L’archéologie a permis au travers de sépultures anciennes, de trouver des objets destinés à attacher ces vêtements. Les premières aiguilles à chas en os sont datées de -26 000 ans mais, les plus anciennes en Sibérie et Nord de la Chine de -45 000 à -35 000.

« On a certes découvert des poinçons en os dont certains sont vieux de -75 000 ans en Afrique du Sud mais, jusqu’à maintenant, nous n’avions aucune preuve de l’utilisation du cuir. »

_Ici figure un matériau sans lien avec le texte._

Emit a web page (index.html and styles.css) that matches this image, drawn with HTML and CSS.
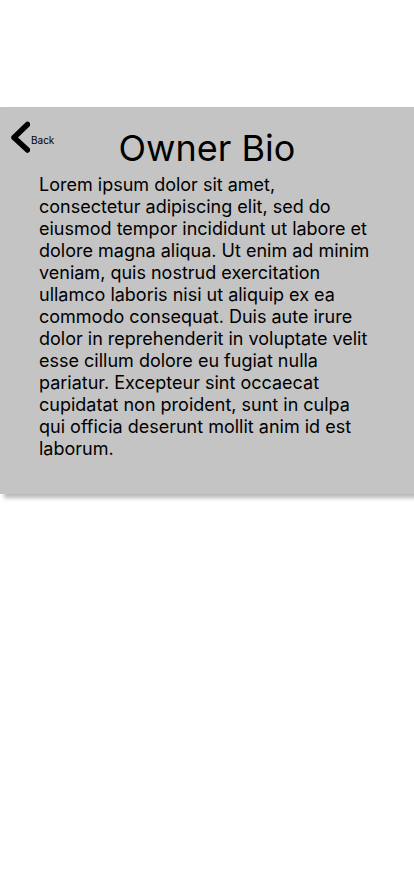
FILE: index.html
```html
<!DOCTYPE html>
<html>
<head>
<meta charset="utf-8">
<link rel="stylesheet" href="styles.css">
</head>
<body>
<main class="page">
<section class="panel">
  <header class="head">
    <a class="back" href="#">
      <svg class="chev" width="22" height="36" viewBox="0 0 22 36"><path d="M19.5 3.5 L6 16.5 L19.5 29" fill="none" stroke="#000" stroke-width="5.5" stroke-linecap="round" stroke-linejoin="round"/></svg>
      <span class="back-label">Back</span>
    </a>
    <h1 class="title">Owner Bio</h1>
    <span></span>
  </header>
  <p class="bio">Lorem ipsum dolor sit amet, consectetur adipiscing elit, sed do eiusmod tempor incididunt ut labore et dolore magna aliqua. Ut enim ad minim veniam, quis nostrud exercitation ullamco laboris nisi ut aliquip ex ea commodo consequat. Duis aute irure dolor in reprehenderit in voluptate velit esse cillum dolore eu fugiat nulla pariatur. Excepteur sint occaecat cupidatat non proident, sunt in culpa qui officia deserunt mollit anim id est laborum.</p>
</section>
</main>
</body>
</html>
```
FILE: styles.css
```css
html, body { margin: 0; padding: 0; background: #fff; }
body { font-family: Inter, "Noto Sans", sans-serif; color: #000; }
.page { padding-top: 107px; min-height: 896px; box-sizing: border-box; }
.panel {
  position: relative;
  height: 387px;
  box-sizing: border-box;
  background: #c4c4c4;
  box-shadow: 4px 4px 4px rgba(0,0,0,0.28);
  padding: 14px 0 0 0;
}
.head {
  display: grid;
  grid-template-columns: 1fr auto 1fr;
  align-items: start;
}
.back {
  display: flex;
  align-items: center;
  text-decoration: none;
  color: #000;
  padding-left: 8px;
  justify-self: start;
}
.chev { display: block; }
.back-label { font-size: 10px; margin-left: 1px; margin-top: 2px; }
.title {
  margin: 5px 0 0 0;
  font-size: 36px;
  font-weight: 400;
  line-height: 44px;
}
.bio {
  margin: 4px 0 0 39px;
  width: 340px;
  font-size: 18px;
  line-height: 22px;
}
```
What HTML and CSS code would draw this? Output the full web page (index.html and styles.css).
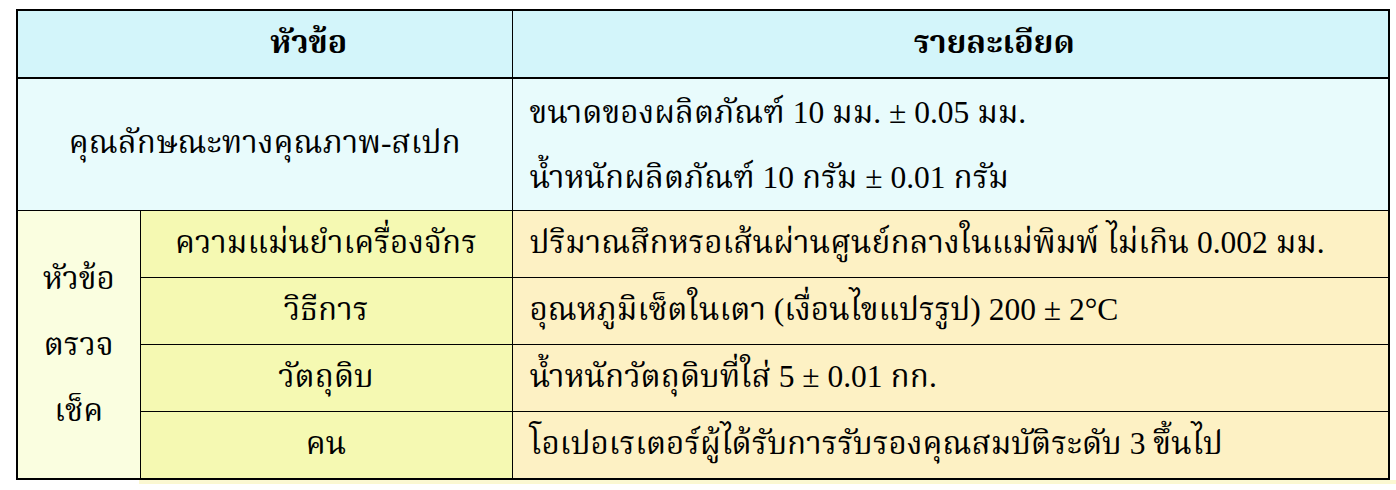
FILE: index.html
```html
<!DOCTYPE html>
<html lang="th">
<head>
<meta charset="utf-8">
<link rel="stylesheet" href="styles.css">
</head>
<body>
<table class="spec">
  <colgroup>
    <col class="c1"><col class="c2"><col class="c3">
  </colgroup>
  <tr class="head">
    <th colspan="2" class="h-topic">หัวข้อ</th>
    <th class="h-detail">รายละเอียด</th>
  </tr>
  <tr class="quality">
    <td colspan="2" class="q-title">คุณลักษณะทางคุณภาพ-สเปก</td>
    <td class="q-detail">
      <div class="line">ขนาดของผลิตภัณฑ์ 10 มม. ± 0.05 มม.</div>
      <div class="line">น้ำหนักผลิตภัณฑ์ 10 กรัม ± 0.01 กรัม</div>
    </td>
  </tr>
  <tr class="check">
    <td rowspan="4" class="check-title"><div>หัวข้อ</div><div>ตรวจ</div><div>เช็ค</div></td>
    <td class="item">ความแม่นยำเครื่องจักร</td>
    <td class="desc">ปริมาณสึกหรอเส้นผ่านศูนย์กลางในแม่พิมพ์ ไม่เกิน 0.002 มม.</td>
  </tr>
  <tr class="check">
    <td class="item">วิธีการ</td>
    <td class="desc">อุณหภูมิเซ็ตในเตา (เงื่อนไขแปรรูป) 200 ± 2°C</td>
  </tr>
  <tr class="check">
    <td class="item">วัตถุดิบ</td>
    <td class="desc">น้ำหนักวัตถุดิบที่ใส่ 5 ± 0.01 กก.</td>
  </tr>
  <tr class="check">
    <td class="item">คน</td>
    <td class="desc">โอเปอเรเตอร์ผู้ได้รับการรับรองคุณสมบัติระดับ 3 ขึ้นไป</td>
  </tr>
</table>
<div class="shadow"></div>
</body>
</html>
```
FILE: styles.css
```css
html, body {
  margin: 0;
  padding: 0;
  background: #ffffff;
}
body {
  padding: 9px 0 0 16px;
  font-family: "Liberation Serif", "Noto Serif Thai", "Noto Sans Thai", serif;
  color: #000;
}
.spec {
  border-collapse: collapse;
  width: 1372px;
  table-layout: fixed;
  border: 2px solid #000;
}
.c1 { width: 123px; }
.c2 { width: 372px; }
.c3 { width: 877px; }
.spec th, .spec td {
  border: 1.5px solid #000;
  padding: 0;
  font-size: 31.5px;
  font-weight: normal;
  vertical-align: middle;
}
.head th {
  height: 66px;
  background: #d3f5fa;
  font-weight: bold;
  font-size: 32px;
  text-align: center;
  border-bottom: 2.5px solid #000;
  padding-left: 88px;
}
.quality td {
  height: 131px;
  background: #e8fbfc;
}
.q-title { text-align: center; }
.q-detail { padding-left: 17px !important; }
.q-detail .line { line-height: 65px; }
.check td { height: 66px; }
.check-title {
  background: #fafee0;
  text-align: center;
}
.check-title div { line-height: 66px; }
.item {
  background: #f5f9b2;
  text-align: center;
}
.desc {
  background: #fdf1c4;
  padding-left: 17px !important;
}
.shadow {
  margin-left: 123px;
  width: 1257px;
  height: 4px;
  background: #fbf8d2;
}
```
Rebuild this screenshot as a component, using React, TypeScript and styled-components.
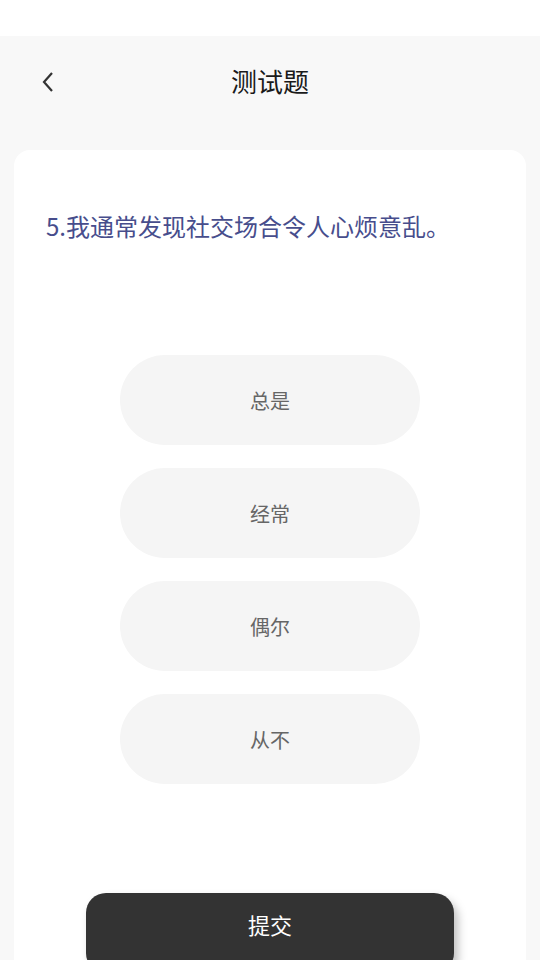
import React from "react";
import styled, { createGlobalStyle } from "styled-components";

const Global = createGlobalStyle`
  html, body {
    margin: 0;
    padding: 0;
    background: #f8f8f8;
    font-family: "Noto Sans CJK SC", "Noto Sans", sans-serif;
    overflow: hidden;
  }
  * { box-sizing: border-box; }
`;

const Page = styled.div`
  width: 540px;
  height: 960px;
  display: flex;
  flex-direction: column;
  background: #f8f8f8;
  overflow: hidden;
`;

const StatusBar = styled.div`
  height: 36px;
  background: #ffffff;
  flex-shrink: 0;
`;

const Header = styled.div`
  height: 92px;
  display: flex;
  align-items: center;
  justify-content: center;
  position: relative;
  flex-shrink: 0;
`;

const BackButton = styled.button`
  position: absolute;
  left: 36px;
  top: 50%;
  transform: translateY(-50%);
  width: 24px;
  height: 32px;
  padding: 0;
  border: none;
  background: transparent;
  display: flex;
  align-items: center;
  justify-content: center;
`;

const Title = styled.h1`
  margin: 0 0 2px;
  font-size: 26px;
  font-weight: 400;
  color: #1a1a1a;
  line-height: 1;
`;

const Card = styled.div`
  margin: 22px 14px 0;
  background: #ffffff;
  border-radius: 16px;
  padding: 58px 32px 120px;
  display: flex;
  flex-direction: column;
  align-items: stretch;
`;

const Question = styled.p`
  margin: 0;
  font-size: 24px;
  line-height: 35px;
  color: #474d8c;
  font-weight: 400;
`;

const Options = styled.div`
  margin-top: 112px;
  display: flex;
  flex-direction: column;
  align-items: center;
  gap: 23px;
`;

const Option = styled.button`
  width: 300px;
  height: 90px;
  border-radius: 45px;
  border: none;
  background: #f5f5f5;
  color: #666666;
  font-family: inherit;
  font-size: 20px;
  display: flex;
  align-items: center;
  justify-content: center;
`;

const Submit = styled.button`
  margin: 109px auto 0;
  width: 368px;
  height: 80px;
  border-radius: 20px;
  border: none;
  background: #333333;
  color: #ffffff;
  font-family: inherit;
  font-size: 22px;
  display: flex;
  align-items: flex-start;
  justify-content: center;
  padding-top: 15px;
  box-shadow: 4px 6px 10px rgba(0, 0, 0, 0.25);
`;

const options = ["总是", "经常", "偶尔", "从不"];

export default function App() {
  return (
    <Page>
      <Global />
      <StatusBar />
      <Header>
        <BackButton aria-label="返回">
          <svg width="16" height="24" viewBox="0 0 16 24" fill="none">
            <path d="M12 3 L4 12 L12 21" stroke="#333" strokeWidth="2.2" strokeLinecap="butt" strokeLinejoin="miter" />
          </svg>
        </BackButton>
        <Title>测试题</Title>
      </Header>
      <Card>
        <Question>5.我通常发现社交场合令人心烦意乱。</Question>
        <Options>
          {options.map((o) => (
            <Option key={o}>{o}</Option>
          ))}
        </Options>
        <Submit>提交</Submit>
      </Card>
    </Page>
  );
}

Or, sur le site de Canyars, un fragment d’os montre une trentaine de cupules (marques d’impact), traces réalisées grâce à des burins de pierre. « Nous avons reproduit ces cupules avec différentes méthodes. La méthode de percussion indirecte, c’est-à-dire en percutant sur un burin dont la pointe est appuyée sur le cuir posé sur l’os, est celle qui donne des cupules identiques parfaitement équidistantes et séparées d’environ 5 mm l’une de l’autre. Ces dispositifs excluent qu’il s’agisse de décoration ou d’un enregistrement numérique. »

Ainsi perforé, il suffisait de passer un lacet voire une lanière permettant d’ajuster le vêtement au corps.

Une fois organisé et en possession de ces avancées, l’Homo Ergaster, l’ingénieux artisan mais, aussi, chasseur-pêcheur, va résister aux nouvelles conditions climatiques... devenir un Sapiens-Sapiens, l’artiste qui inventera le trait coloré qu’il tracera sur les parois des parties reculées des grottes, témoin de leur génie esthétique, de leur culture qui reflète cette vie redoutable, dangereuse à laquelle ils ont fait face avec ingéniosité et courage,  nous laissant le soin de ce patrimoine rupestre qui se déroule sur les parois de nos grottes périgourdines et ailleurs.